Pra quem manja de várias línguas, vou juntar aqui uns livros que parecem interessantes. Alguns eu já li, outros estão na lista.


  • Obfuscation, A User’s Guide for Privacy and Protest, de Fin Burton e Hellen Nissenbaun


    With Obfuscation, Finn Brunton and Helen Nissenbaum mean to start a revolution. They are calling us not to the barricades but to our computers, offering us ways to fight today’s pervasive digital surveillance—the collection of our data by governments, corporations, advertisers, and hackers. To the toolkit of privacy protecting techniques and projects, they propose adding obfuscation: the deliberate use of ambiguous, confusing, or misleading information to interfere with surveillance and data collection projects. Brunton and Nissenbaum provide tools and a rationale for evasion, noncompliance, refusal, even sabotage—especially for average users, those of us not in a position to opt out or exert control over data about ourselves. Obfuscation will teach users to push back, software developers to keep their user data safe, and policy makers to gather data without misusing it.

  • Surveillance Valley – The secret military history of the Internet, de Yasha Levine (2018)


    Despite the emergence of story after story about politically charged email hacks, corporate-security breaches, and secret drone strikes, we still think of the perpetrators as bad actors.
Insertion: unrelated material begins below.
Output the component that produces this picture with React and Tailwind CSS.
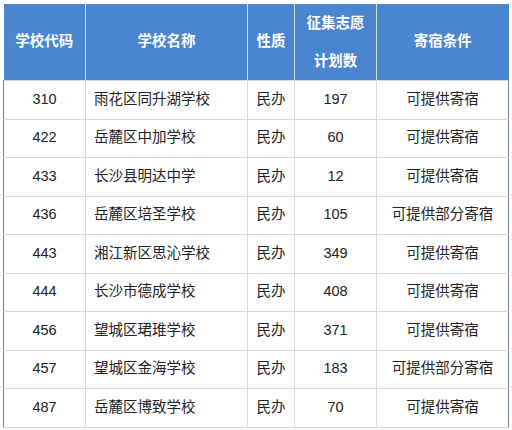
import React from "react";

const rows = [
  ["310", "雨花区同升湖学校", "民办", "197", "可提供寄宿"],
  ["422", "岳麓区中加学校", "民办", "60", "可提供寄宿"],
  ["433", "长沙县明达中学", "民办", "12", "可提供寄宿"],
  ["436", "岳麓区培圣学校", "民办", "105", "可提供部分寄宿"],
  ["443", "湘江新区思沁学校", "民办", "349", "可提供寄宿"],
  ["444", "长沙市德成学校", "民办", "408", "可提供寄宿"],
  ["456", "望城区珺琟学校", "民办", "371", "可提供寄宿"],
  ["457", "望城区金海学校", "民办", "183", "可提供部分寄宿"],
  ["487", "岳麓区博致学校", "民办", "70", "可提供寄宿"],
];

const font = { fontFamily: '"Liberation Sans", "Noto Sans CJK SC", sans-serif' };

export default function App() {
  return (
    <div className="w-[512px] h-[430px] bg-white pt-[4px] pl-[3px]" style={font}>
      <table className="w-[505px] table-fixed border-collapse text-[14.5px]">
        <colgroup>
          <col className="w-[82px]" />
          <col className="w-[162px]" />
          <col className="w-[47px]" />
          <col className="w-[82px]" />
          <col className="w-[132px]" />
        </colgroup>
        <thead>
          <tr className="h-[76px] bg-[#4a86cf] text-white font-bold">
            <th className="border-r border-[#d6dde8] text-center font-bold">学校代码</th>
            <th className="border-r border-[#d6dde8] text-center font-bold">学校名称</th>
            <th className="border-r border-[#d6dde8] text-center font-bold">性质</th>
            <th className="border-r border-[#d6dde8] text-center font-bold leading-[38px]">
              征集志愿
              <br />
              计划数
            </th>
            <th className="text-center font-bold">寄宿条件</th>
          </tr>
        </thead>
        <tbody className="text-[#222]">
          {rows.map((r, i) => (
            <tr key={i} className="h-[38.5px]">
              <td className="border border-[#d9d9d9] border-l-[#6d7f96] text-center">{r[0]}</td>
              <td className="border border-[#d9d9d9] text-left pl-[8px]">{r[1]}</td>
              <td className="border border-[#d9d9d9] text-center">{r[2]}</td>
              <td className="border border-[#d9d9d9] text-center">{r[3]}</td>
              <td className="border border-[#d9d9d9] border-r-[#6d7f96] text-center">{r[4]}</td>
            </tr>
          ))}
          <tr className="h-0">
            <td colSpan={5} className="border-t border-[#6d7f96] p-0"></td>
          </tr>
        </tbody>
      </table>
    </div>
  );
}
Yet as Yasha Levine shows in this bracing book, the truth is simpler. The internet was built to be a weapon, and it’s been getting ever more effective. Since ARPA began building it in the 1960s, internet technology has been synonymous with spying. Levine traces this history, starting with the visionary scientist William Godel, who realized that the key to winning the war in Vietnam was not outgunning the enemy but using new technology to understand and anticipate their movements. As the book spins forward in time, Levine shows that many of the tech-industry giants we think of as social networks, e-tailers, and search companies are doing double duty as military contractors and security outfits. Levine is unafraid to name names: Google, IBM, Facebook, and many others make…

  • The Science of Coercion, Communication Research & Psychological Warfare, 1945-1960, de Christopher Simpson (1970)


    During the Cold War, a battle raged for control of people’s minds. U.S. military, intelligence and propaganda agencies saw mass communication as an instrument of persuasion and domination. To achieve their goals, they enlisted top professors and universities. The legacy of that relationship between the government and the academy was profound, and it continues today. The academic studies provided an important part of U.S. psychological warfare not just internationally but domestically as well.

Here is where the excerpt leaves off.